The following statements can be generated:

  • AssignmentStatement
  • BlockStatement
  • BreakStatement
  • ForLoopStatement
  • IfElseStatement
  • ObjectSetStatement
  • ReturnStatement
  • VariableInvocationStatement
  • ThrowStatement

Each statement has a specified probability of being generated. Statements can be nested up to the specified depth.

AssignmentStatement

The statement has the form of AssignmentExpression;.

BlockStatement

BlockStatement is a code block, which encapsulates multiple statements:

{
    Statement
    Statement
    ///etc.
}

BlockStatement cannot contain another BlockStatement directly.

BreakStatement

break; This is statement can be generated only inside a ForLoopStatement.

ForLoopStatement

The statement has the form of:

for(let loopCounter = SmallInteger; Condition && (__cycles++<__maxCycles); IteratorExpression) 
    Statement

The Condition has the form of loopCounter < BoundExpression or loopCounter > BoundExpression (chosen at random).

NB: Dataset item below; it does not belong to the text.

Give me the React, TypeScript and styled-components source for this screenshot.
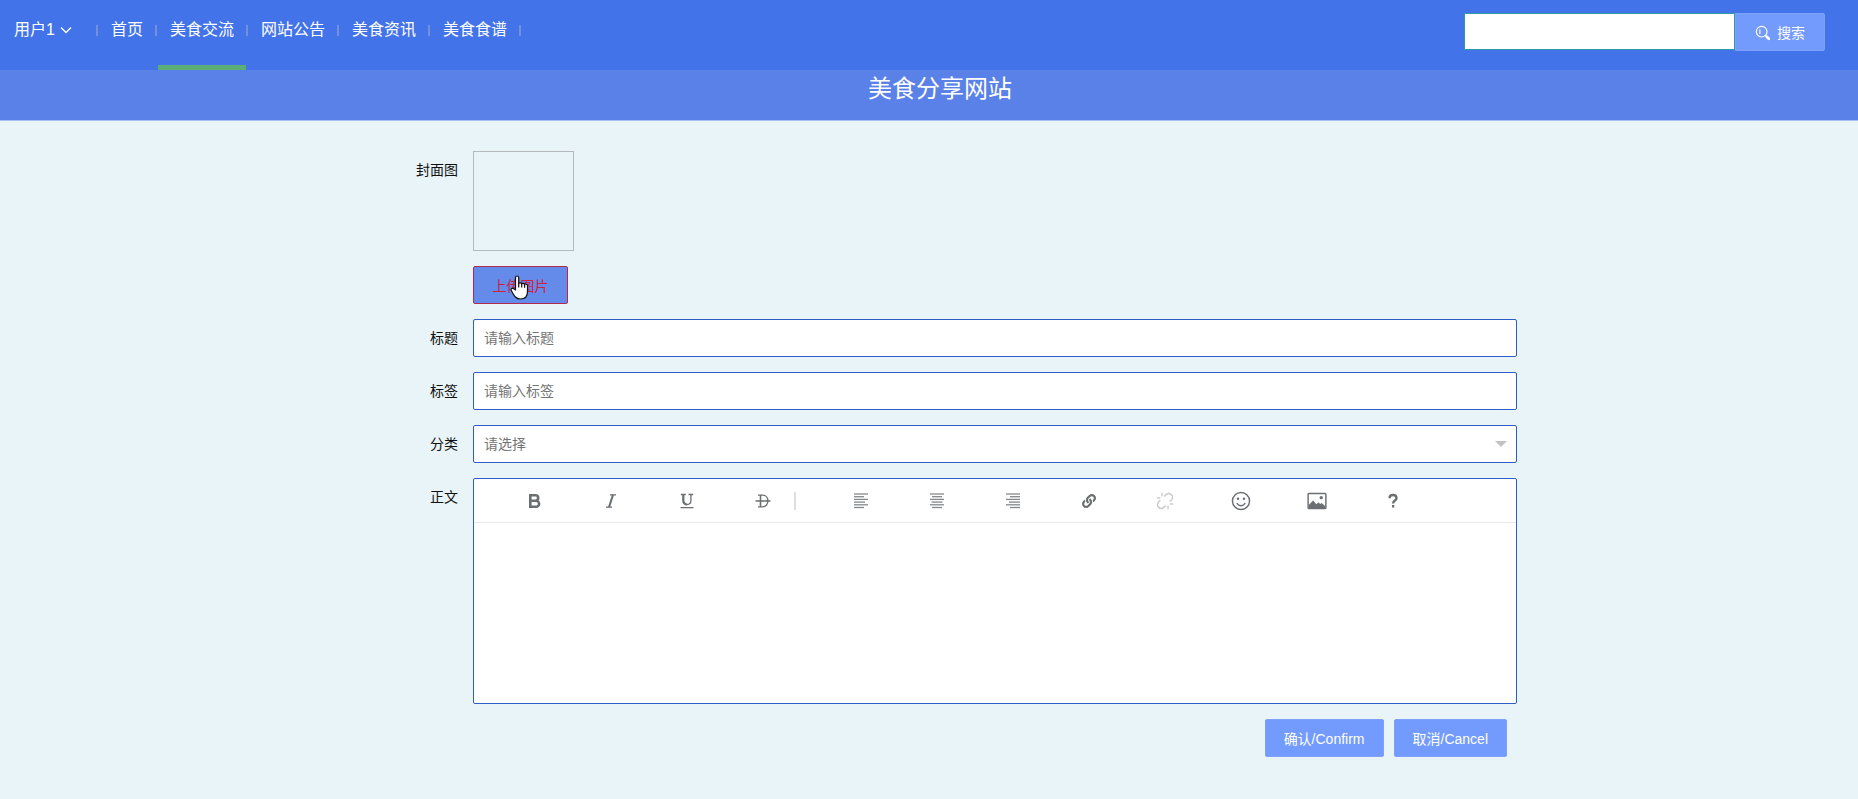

BoundExpression is either a NumericLiteral or a VariableExpression. IteratorExpression is a random AssignmentExpression involving the loopCounter. 'NumericOnly' assignment operators are used.

IfElseStatement

The statement has the form of: if(Expression) Statement or if(Expression) Statement else Statement (the version with else has a specified probability).

ObjectSetStatement

The statement has the form of ObjectSetExpression;.

ReturnStatement

The statement has the form of return Expression;. Only expressions with zero depth can be returned: Literal or VariableExpression. If the expression is not a literal, then it has a form of Expression || Literal to prevent returning an empty value.

VariableInvocationStatement

The statement has the form of VariableInvocationExpression;.

ThrowStatement

The statement has the form of throw new RandomError(Expression);.